Reproduce the records. Keep every word exact and include no images.
* * * * *
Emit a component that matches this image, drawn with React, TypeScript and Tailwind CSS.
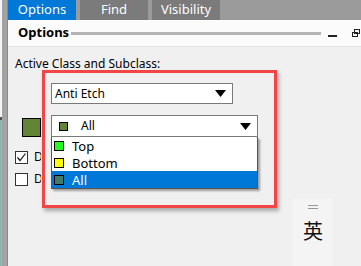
import { ReactNode } from 'react'

const FONT = "font-['Noto_Sans',sans-serif]"

function Arrow() {
  return (
    <svg width="11" height="7" viewBox="0 0 11 7" className="shrink-0">
      <polygon points="0,0 11,0 5.5,7" fill="#000" />
    </svg>
  )
}

function Swatch({ color, className = '' }: { color: string; className?: string }) {
  return <span className={`inline-block border border-black ${className}`} style={{ background: color }} />
}

function Combo({ children, className = '' }: { children: ReactNode; className?: string }) {
  return (
    <div className={`flex items-center justify-between border border-[#7a7a7a] bg-white pr-[6px] ${className}`}>
      <div className="flex items-center">{children}</div>
      <Arrow />
    </div>
  )
}

const ITEMS = [
  { label: 'Top', color: '#22ff22' },
  { label: 'Bottom', color: '#ffff00' },
  { label: 'All', color: '#3f7a6c', selected: true },
]

export default function App() {
  return (
    <div className={`relative flex h-[266px] w-[361px] overflow-hidden bg-[#f0f0f0] text-[12px] ${FONT}`}>
      {/* left edge of neighbouring window */}
      <div className="flex w-[8px] shrink-0">
        <div className="flex w-[2px] flex-col">
          <div className="h-[117px] bg-[#f4f4f4]" />
          <div className="h-[3px] bg-[#555]" />
          <div className="flex-1 bg-[#8fb5b1]" />
        </div>
        <div className="w-[5px] bg-[#a3a3a3]" />
        <div className="w-[1px] bg-[#8a8a8a]" />
      </div>

      <div className="flex flex-1 flex-col">
        {/* tabs */}
        <div className="flex h-[20px] gap-[4px] bg-[#9b9b9b] text-[13px] text-white">
          <div className="flex w-[68px] items-center justify-center bg-[#0078d7]">Options</div>
          <div className="flex w-[68px] items-center justify-center bg-[#7b7b7b]">Find</div>
          <div className="flex w-[68px] items-center justify-center bg-[#7b7b7b]">Visibility</div>
        </div>

        {/* title bar */}
        <div className="flex h-[27px] items-center border-b border-[#e2e2e2] bg-[#fbfbfb] pl-[10px]">
          <span className="text-[13px] font-bold text-black">Options</span>
          <div className="ml-[2px] h-[3px] w-[250px] bg-[#b4b4b4]" />
          <div className="ml-[7px] mt-[6px] h-[2px] w-[9px] bg-[#222]" />
          <svg width="8" height="8" viewBox="0 0 8 8" className="ml-[15px]">
            <rect x="0.5" y="3.5" width="5" height="4" fill="none" stroke="#222" />
            <rect x="2.5" y="0.5" width="5" height="4" fill="none" stroke="#222" />
          </svg>
        </div>

        {/* content */}
        <div className="relative flex-1 pl-[7px] pt-[9px] text-black">
          <div className="leading-[16px]">Active Class and Subclass:</div>
          <div className="ml-[7px] mt-[46px] h-[19px] w-[19px] border border-black bg-[#628436]" />
          <div className="mt-[12px] flex flex-col gap-[6px]">
            <div className="flex h-[16px] items-center gap-[6px]">
              <span className="flex h-[13px] w-[13px] items-center justify-center border border-[#333] bg-white">
                <svg width="11" height="11" viewBox="0 0 11 11">
                  <path d="M1.5 5.5 L4 8.5 L9.5 1.5" fill="none" stroke="#111" strokeWidth="1.2" />
                </svg>
              </span>
              <span className="w-[7px] overflow-hidden whitespace-nowrap">Display</span>
            </div>
            <div className="flex h-[16px] items-center gap-[6px]">
              <span className="h-[13px] w-[13px] border border-[#333] bg-white" />
              <span className="w-[7px] overflow-hidden whitespace-nowrap">Display</span>
            </div>
          </div>
        </div>
      </div>

      {/* red annotation box */}
      <div className="absolute left-[42px] top-[70px] h-[138px] w-[235px] border-[3px] border-[#f24646] bg-[#f0f0f0] shadow-[2px_3px_4px_rgba(0,0,0,0.3)]">
        <Combo className="ml-[6px] mt-[10px] h-[21px] w-[182px]">
          <span className="pl-[3px]">Anti Etch</span>
        </Combo>
        <Combo className="ml-[6px] mt-[11px] h-[22px] w-[207px]">
          <Swatch color="#628436" className="ml-[7px] h-[9px] w-[9px]" />
          <span className="ml-[13px]">All</span>
        </Combo>
        <div className="ml-[6px] w-[207px] border border-t-0 border-[#555] bg-white shadow-[2px_2px_2px_rgba(0,0,0,0.35)]">
          {ITEMS.map((it) => (
            <div
              key={it.label}
              className={`flex h-[17px] items-center ${it.selected ? 'bg-[#0078d7] text-white' : 'text-black'}`}
            >
              <Swatch color={it.color} className="ml-[2px] h-[10px] w-[10px]" />
              <span className="ml-[8px] text-[13px] leading-[16px]">{it.label}</span>
            </div>
          ))}
        </div>
      </div>

      {/* IME indicator */}
      <div className="absolute left-[293px] top-[199px] flex h-[67px] w-[40px] flex-col items-center bg-[#f4f4f4]">
        <div className="mt-[6px] flex w-[10px] flex-col gap-[2px]">
          <div className="h-[1px] bg-[#999]" />
          <div className="h-[1px] bg-[#999]" />
        </div>
        <div className="mt-[11px] font-['Noto_Sans_CJK_SC',sans-serif] text-[20px] leading-[22px] text-[#111]">英</div>
      </div>
    </div>
  )
}
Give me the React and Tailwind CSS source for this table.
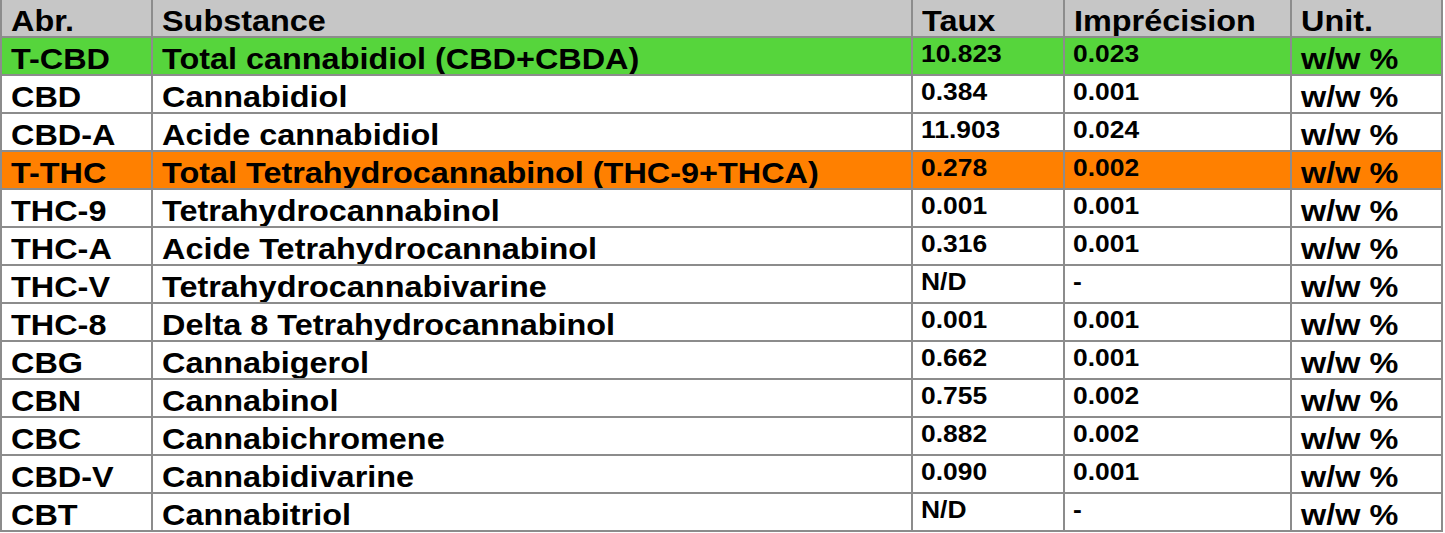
* * * * *
_FINISHED ANSWER_
Emit a component that matches this image, drawn with React, TypeScript and Tailwind CSS.
import { ReactNode } from 'react'

const FONT = "font-['Noto_Sans',sans-serif]"

function Arrow() {
  return (
    <svg width="11" height="7" viewBox="0 0 11 7" className="shrink-0">
      <polygon points="0,0 11,0 5.5,7" fill="#000" />
    </svg>
  )
}

function Swatch({ color, className = '' }: { color: string; className?: string }) {
  return <span className={`inline-block border border-black ${className}`} style={{ background: color }} />
}

function Combo({ children, className = '' }: { children: ReactNode; className?: string }) {
  return (
    <div className={`flex items-center justify-between border border-[#7a7a7a] bg-white pr-[6px] ${className}`}>
      <div className="flex items-center">{children}</div>
      <Arrow />
    </div>
  )
}

const ITEMS = [
  { label: 'Top', color: '#22ff22' },
  { label: 'Bottom', color: '#ffff00' },
  { label: 'All', color: '#3f7a6c', selected: true },
]

export default function App() {
  return (
    <div className={`relative flex h-[266px] w-[361px] overflow-hidden bg-[#f0f0f0] text-[12px] ${FONT}`}>
      {/* left edge of neighbouring window */}
      <div className="flex w-[8px] shrink-0">
        <div className="flex w-[2px] flex-col">
          <div className="h-[117px] bg-[#f4f4f4]" />
          <div className="h-[3px] bg-[#555]" />
          <div className="flex-1 bg-[#8fb5b1]" />
        </div>
        <div className="w-[5px] bg-[#a3a3a3]" />
        <div className="w-[1px] bg-[#8a8a8a]" />
      </div>

      <div className="flex flex-1 flex-col">
        {/* tabs */}
        <div className="flex h-[20px] gap-[4px] bg-[#9b9b9b] text-[13px] text-white">
          <div className="flex w-[68px] items-center justify-center bg-[#0078d7]">Options</div>
          <div className="flex w-[68px] items-center justify-center bg-[#7b7b7b]">Find</div>
          <div className="flex w-[68px] items-center justify-center bg-[#7b7b7b]">Visibility</div>
        </div>

        {/* title bar */}
        <div className="flex h-[27px] items-center border-b border-[#e2e2e2] bg-[#fbfbfb] pl-[10px]">
          <span className="text-[13px] font-bold text-black">Options</span>
          <div className="ml-[2px] h-[3px] w-[250px] bg-[#b4b4b4]" />
          <div className="ml-[7px] mt-[6px] h-[2px] w-[9px] bg-[#222]" />
          <svg width="8" height="8" viewBox="0 0 8 8" className="ml-[15px]">
            <rect x="0.5" y="3.5" width="5" height="4" fill="none" stroke="#222" />
            <rect x="2.5" y="0.5" width="5" height="4" fill="none" stroke="#222" />
          </svg>
        </div>

        {/* content */}
        <div className="relative flex-1 pl-[7px] pt-[9px] text-black">
          <div className="leading-[16px]">Active Class and Subclass:</div>
          <div className="ml-[7px] mt-[46px] h-[19px] w-[19px] border border-black bg-[#628436]" />
          <div className="mt-[12px] flex flex-col gap-[6px]">
            <div className="flex h-[16px] items-center gap-[6px]">
              <span className="flex h-[13px] w-[13px] items-center justify-center border border-[#333] bg-white">
                <svg width="11" height="11" viewBox="0 0 11 11">
                  <path d="M1.5 5.5 L4 8.5 L9.5 1.5" fill="none" stroke="#111" strokeWidth="1.2" />
                </svg>
              </span>
              <span className="w-[7px] overflow-hidden whitespace-nowrap">Display</span>
            </div>
            <div className="flex h-[16px] items-center gap-[6px]">
              <span className="h-[13px] w-[13px] border border-[#333] bg-white" />
              <span className="w-[7px] overflow-hidden whitespace-nowrap">Display</span>
            </div>
          </div>
        </div>
      </div>

      {/* red annotation box */}
      <div className="absolute left-[42px] top-[70px] h-[138px] w-[235px] border-[3px] border-[#f24646] bg-[#f0f0f0] shadow-[2px_3px_4px_rgba(0,0,0,0.3)]">
        <Combo className="ml-[6px] mt-[10px] h-[21px] w-[182px]">
          <span className="pl-[3px]">Anti Etch</span>
        </Combo>
        <Combo className="ml-[6px] mt-[11px] h-[22px] w-[207px]">
          <Swatch color="#628436" className="ml-[7px] h-[9px] w-[9px]" />
          <span className="ml-[13px]">All</span>
        </Combo>
        <div className="ml-[6px] w-[207px] border border-t-0 border-[#555] bg-white shadow-[2px_2px_2px_rgba(0,0,0,0.35)]">
          {ITEMS.map((it) => (
            <div
              key={it.label}
              className={`flex h-[17px] items-center ${it.selected ? 'bg-[#0078d7] text-white' : 'text-black'}`}
            >
              <Swatch color={it.color} className="ml-[2px] h-[10px] w-[10px]" />
              <span className="ml-[8px] text-[13px] leading-[16px]">{it.label}</span>
            </div>
          ))}
        </div>
      </div>

      {/* IME indicator */}
      <div className="absolute left-[293px] top-[199px] flex h-[67px] w-[40px] flex-col items-center bg-[#f4f4f4]">
        <div className="mt-[6px] flex w-[10px] flex-col gap-[2px]">
          <div className="h-[1px] bg-[#999]" />
          <div className="h-[1px] bg-[#999]" />
        </div>
        <div className="mt-[11px] font-['Noto_Sans_CJK_SC',sans-serif] text-[20px] leading-[22px] text-[#111]">英</div>
      </div>
    </div>
  )
}
Give me the React and Tailwind CSS source for this table.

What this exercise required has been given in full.